ダッタンソバ粉は、子実を粉砕して篩(ふるい)を通った部分に該当するが、その際に篩を通らずに残ったもののうち、ソバ殻等の大きな物を除いた粉状の画分は、ふすま(さな粉)と呼ばれている( 図1)。ダッタンソバふすまは、ソバ粉製造過程で産出され、一部では家畜用飼料として利用されているが、大部分は廃棄物として処理されている。
上記背景を受け、農研機構ではダッタンソバふすまの有効利用に向け、成分特性を評価し、ダッタンソバふすまにはダッタンソバ粉の約5倍量のルチンが含まれることを明らかにした。しかし、ダッタンソバふすまは、雑菌が多いため保存性に劣り、そのままでは飲食用としては不適だ。そこで、ダッタンソバふすまのルチン含有を維持したままで殺菌効果のある加工法として、焙煎について検討した。
研究の内容•意義
1.ダッタンソバふすまが、乾物重100g当たり5911±222mg(ダッタンソバ粉の約5倍量)のルチンを含む画期的なルチン高含有食素材であることを明らかにした( 図1)。
2.ダッタンソバふすまの焙煎加工試験(160~240°C、10~30分)を行った結果、160~230°C、10分及び160°C、20分の焙煎条件下では、ルチン含量が90%以上維持されることが判明した。色彩色差計で測定したL* エルスター 値(明るさ)、b* ビースター値(青色から黄色にかけての色味)は、焙煎前ではそれぞれ58.9±0.4、19.3±1.3であり、焙煎中にルチンが分解されるにしたがって低下し、ルチン含量とL*値、b*値との間に相関性が認められた( 図2)。
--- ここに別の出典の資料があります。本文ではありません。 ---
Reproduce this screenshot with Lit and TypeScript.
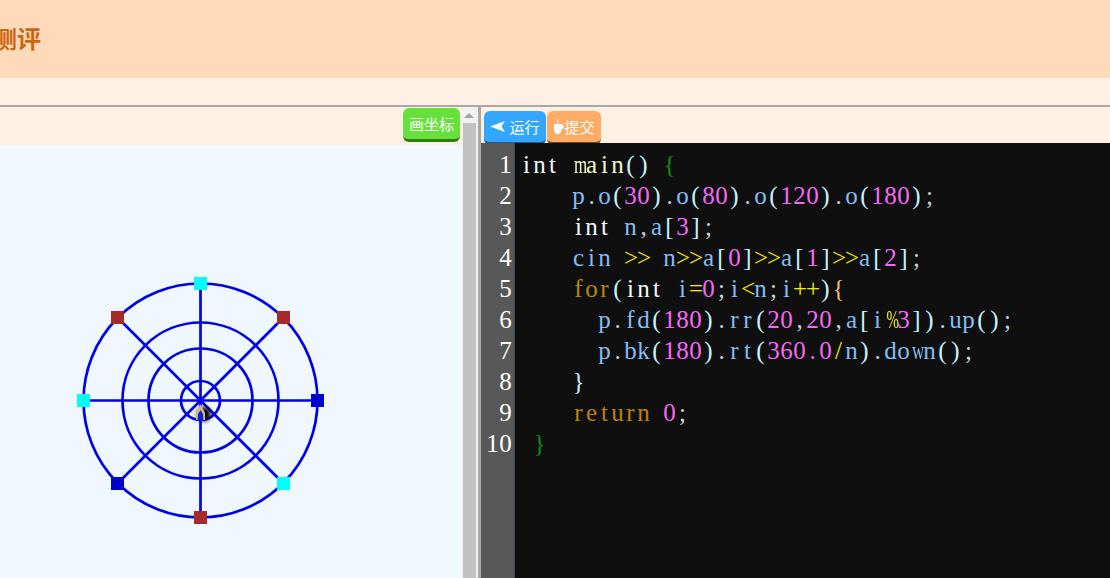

3.色彩値を測定することで、焙煎中のルチンの減少程度を簡便に推定でき、殺菌処理されたルチン高含有の焙煎ダッタンソバふすまを調製できることを明らかにした。
今後の予定•期待
本研究で得られた焙煎ダッタンソバふすまは、これまで知られている食品素材にはないレベルの高濃度ルチンを含むことが明確となり、機能性食品素材としての利用が期待できる。また、ダッタンソバ粉の製造の際に生じる未利用資源であるふすまの有効利用が可能になれば、ダッタンソバ生産者の所得向上につながり、北海道オホーツク管内をはじめとしたダッタンソバ生産地においても経済効果が見込まれる。
<用語の解説 >
ダッタンソバ
タデ科・ソバ属の栽培植物の一種で、普通ソバとは異なり自殖性(自分の花粉で受精し、実を結ぶことができる)作物であるため、寒さで訪花昆虫の活動が制限される北海道のオホーツク沿岸などでの生育が可能だ。
ふすま
穀類•雑穀類の外皮(表皮等)の部分に相当し、食物繊維が多く含まれる。
ルチン
ポリフェノール(フラボノイド)の一種で、抗酸化性を有することが知られている。穀類•雑穀類ではソバ属植物のみが含有するとされている。
発表論文
1.Takahiro Noda, Koji Ishiguro, Tatsuro Suzuki, Toshikazu Morishita (2020). Relationship between color change and rutin content in roasted Tartary buckwheat bran. Food Science and Technology Research, Vol.26, 709-716.